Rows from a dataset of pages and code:

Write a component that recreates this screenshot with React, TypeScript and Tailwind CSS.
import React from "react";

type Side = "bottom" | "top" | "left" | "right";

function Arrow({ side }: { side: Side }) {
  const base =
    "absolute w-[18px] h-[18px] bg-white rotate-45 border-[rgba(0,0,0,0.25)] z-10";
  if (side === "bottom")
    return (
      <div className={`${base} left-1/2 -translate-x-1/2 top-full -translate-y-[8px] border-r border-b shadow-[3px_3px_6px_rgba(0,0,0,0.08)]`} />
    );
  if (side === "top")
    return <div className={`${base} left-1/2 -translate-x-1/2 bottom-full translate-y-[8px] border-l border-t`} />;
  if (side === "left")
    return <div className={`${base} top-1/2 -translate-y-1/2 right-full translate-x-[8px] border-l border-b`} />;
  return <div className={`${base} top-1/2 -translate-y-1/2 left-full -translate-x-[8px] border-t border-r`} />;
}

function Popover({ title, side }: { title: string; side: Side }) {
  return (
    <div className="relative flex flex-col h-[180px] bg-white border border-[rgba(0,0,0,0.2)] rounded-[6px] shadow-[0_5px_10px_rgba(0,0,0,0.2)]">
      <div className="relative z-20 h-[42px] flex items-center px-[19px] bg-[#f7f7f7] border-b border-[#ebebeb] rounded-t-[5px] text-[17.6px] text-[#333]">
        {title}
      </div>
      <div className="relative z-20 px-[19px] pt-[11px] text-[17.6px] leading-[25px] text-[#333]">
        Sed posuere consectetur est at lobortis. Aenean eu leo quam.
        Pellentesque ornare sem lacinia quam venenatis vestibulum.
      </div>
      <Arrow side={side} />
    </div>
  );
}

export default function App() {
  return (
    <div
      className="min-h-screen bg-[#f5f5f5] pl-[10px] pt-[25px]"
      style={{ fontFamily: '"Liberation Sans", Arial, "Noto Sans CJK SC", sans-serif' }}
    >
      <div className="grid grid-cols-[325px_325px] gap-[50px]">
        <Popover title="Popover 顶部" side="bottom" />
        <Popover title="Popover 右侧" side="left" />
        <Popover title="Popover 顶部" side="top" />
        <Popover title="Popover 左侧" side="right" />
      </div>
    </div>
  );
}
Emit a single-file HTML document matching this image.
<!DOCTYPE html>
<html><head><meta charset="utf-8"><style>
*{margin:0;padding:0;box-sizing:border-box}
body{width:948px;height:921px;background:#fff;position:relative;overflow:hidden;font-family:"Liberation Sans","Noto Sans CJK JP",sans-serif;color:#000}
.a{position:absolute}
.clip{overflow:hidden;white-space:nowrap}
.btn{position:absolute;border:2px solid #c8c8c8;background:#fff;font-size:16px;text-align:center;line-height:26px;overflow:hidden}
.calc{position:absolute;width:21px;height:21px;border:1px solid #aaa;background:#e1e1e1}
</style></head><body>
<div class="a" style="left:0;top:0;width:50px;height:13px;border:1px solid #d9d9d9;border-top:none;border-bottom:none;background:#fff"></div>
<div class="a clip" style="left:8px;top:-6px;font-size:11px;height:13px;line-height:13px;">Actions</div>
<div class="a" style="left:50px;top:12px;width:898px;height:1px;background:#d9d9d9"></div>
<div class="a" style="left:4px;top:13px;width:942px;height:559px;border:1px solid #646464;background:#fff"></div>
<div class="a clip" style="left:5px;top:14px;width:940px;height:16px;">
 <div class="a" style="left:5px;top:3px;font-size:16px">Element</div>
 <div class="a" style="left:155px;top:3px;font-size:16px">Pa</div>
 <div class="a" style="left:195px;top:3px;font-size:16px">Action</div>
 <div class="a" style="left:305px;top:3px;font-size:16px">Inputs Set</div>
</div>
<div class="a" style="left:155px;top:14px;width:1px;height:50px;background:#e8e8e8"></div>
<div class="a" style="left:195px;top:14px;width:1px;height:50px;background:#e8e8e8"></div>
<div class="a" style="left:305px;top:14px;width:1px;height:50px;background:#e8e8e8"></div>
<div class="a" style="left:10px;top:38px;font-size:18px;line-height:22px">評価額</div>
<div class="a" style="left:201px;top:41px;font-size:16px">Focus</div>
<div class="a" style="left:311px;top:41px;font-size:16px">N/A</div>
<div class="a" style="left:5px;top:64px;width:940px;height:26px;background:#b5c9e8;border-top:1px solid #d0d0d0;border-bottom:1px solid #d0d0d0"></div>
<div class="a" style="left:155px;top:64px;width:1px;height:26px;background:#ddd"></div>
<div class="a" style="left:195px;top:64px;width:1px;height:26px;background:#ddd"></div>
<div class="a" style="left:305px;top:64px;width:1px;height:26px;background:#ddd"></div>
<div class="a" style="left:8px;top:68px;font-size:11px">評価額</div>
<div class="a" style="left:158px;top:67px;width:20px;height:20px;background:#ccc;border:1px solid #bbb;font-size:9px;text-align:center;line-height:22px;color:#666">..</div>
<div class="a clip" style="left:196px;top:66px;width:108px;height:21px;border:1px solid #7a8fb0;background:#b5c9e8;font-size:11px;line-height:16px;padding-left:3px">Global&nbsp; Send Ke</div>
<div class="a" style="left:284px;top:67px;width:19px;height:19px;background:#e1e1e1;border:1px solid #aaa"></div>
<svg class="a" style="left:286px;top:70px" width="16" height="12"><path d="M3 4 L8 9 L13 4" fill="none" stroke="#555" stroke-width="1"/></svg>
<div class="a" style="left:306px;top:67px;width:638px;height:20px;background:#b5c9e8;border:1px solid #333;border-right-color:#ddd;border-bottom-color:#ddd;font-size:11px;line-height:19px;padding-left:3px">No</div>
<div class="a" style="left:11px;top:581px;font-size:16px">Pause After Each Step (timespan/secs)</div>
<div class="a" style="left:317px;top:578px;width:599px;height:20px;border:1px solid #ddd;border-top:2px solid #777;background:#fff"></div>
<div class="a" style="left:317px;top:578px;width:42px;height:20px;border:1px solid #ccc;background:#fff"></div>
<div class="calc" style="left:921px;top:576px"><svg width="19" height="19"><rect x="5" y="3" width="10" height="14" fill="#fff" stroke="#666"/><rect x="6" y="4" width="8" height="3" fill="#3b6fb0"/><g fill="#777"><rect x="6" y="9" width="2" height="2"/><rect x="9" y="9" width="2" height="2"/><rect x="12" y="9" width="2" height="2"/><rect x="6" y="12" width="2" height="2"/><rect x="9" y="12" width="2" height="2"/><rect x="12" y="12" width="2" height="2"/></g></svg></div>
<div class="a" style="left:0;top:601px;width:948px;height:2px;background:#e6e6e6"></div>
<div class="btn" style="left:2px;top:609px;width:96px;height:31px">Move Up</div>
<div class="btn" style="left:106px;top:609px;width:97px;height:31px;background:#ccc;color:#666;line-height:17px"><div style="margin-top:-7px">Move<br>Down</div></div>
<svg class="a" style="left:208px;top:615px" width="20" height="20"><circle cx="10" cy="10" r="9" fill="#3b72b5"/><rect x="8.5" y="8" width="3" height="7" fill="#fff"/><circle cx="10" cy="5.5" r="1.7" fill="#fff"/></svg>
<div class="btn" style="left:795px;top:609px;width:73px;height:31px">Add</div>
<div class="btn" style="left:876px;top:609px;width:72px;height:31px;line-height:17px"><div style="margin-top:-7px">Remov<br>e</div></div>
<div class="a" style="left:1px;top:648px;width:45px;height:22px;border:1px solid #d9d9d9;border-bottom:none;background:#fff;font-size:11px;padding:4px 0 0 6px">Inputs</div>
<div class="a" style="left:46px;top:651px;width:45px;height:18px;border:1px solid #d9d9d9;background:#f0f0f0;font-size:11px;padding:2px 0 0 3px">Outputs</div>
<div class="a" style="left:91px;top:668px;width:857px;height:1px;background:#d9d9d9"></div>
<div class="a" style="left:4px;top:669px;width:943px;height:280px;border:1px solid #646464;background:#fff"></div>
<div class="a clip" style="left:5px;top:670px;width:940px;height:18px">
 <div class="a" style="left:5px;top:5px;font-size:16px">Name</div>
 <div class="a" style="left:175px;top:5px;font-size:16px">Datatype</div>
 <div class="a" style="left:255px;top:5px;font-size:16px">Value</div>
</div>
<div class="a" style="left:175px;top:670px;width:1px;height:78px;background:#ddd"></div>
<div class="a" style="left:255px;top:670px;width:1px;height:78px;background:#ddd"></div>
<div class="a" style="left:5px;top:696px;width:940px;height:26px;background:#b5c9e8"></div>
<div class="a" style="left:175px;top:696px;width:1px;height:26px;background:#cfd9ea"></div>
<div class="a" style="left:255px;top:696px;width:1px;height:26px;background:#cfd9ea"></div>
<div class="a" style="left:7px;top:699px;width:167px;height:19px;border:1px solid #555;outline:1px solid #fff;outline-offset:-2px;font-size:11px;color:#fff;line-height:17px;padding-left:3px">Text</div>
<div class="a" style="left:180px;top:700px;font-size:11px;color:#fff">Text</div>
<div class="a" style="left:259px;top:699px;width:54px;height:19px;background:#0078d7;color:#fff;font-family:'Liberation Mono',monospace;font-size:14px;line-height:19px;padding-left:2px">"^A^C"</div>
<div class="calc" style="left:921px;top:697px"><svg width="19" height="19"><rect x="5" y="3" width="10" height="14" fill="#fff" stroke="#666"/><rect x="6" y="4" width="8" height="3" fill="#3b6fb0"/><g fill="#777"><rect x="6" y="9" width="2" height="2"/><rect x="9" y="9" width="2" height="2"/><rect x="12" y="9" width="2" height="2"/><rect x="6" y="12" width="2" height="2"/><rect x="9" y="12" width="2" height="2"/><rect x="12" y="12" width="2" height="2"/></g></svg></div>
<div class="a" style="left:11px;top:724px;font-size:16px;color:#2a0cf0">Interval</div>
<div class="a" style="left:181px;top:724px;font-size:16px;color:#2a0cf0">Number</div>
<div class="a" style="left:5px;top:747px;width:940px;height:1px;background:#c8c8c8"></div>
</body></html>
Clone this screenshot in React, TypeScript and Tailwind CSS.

### DESCRIPTION OF THE TASK
Check the data for the word "screenshot" and pull out the lines that have it.

### RESPONSE TO THIS EXERCISE
Write a component that recreates this screenshot with React, TypeScript and Tailwind CSS.
Clone this screenshot in React, TypeScript and Tailwind CSS.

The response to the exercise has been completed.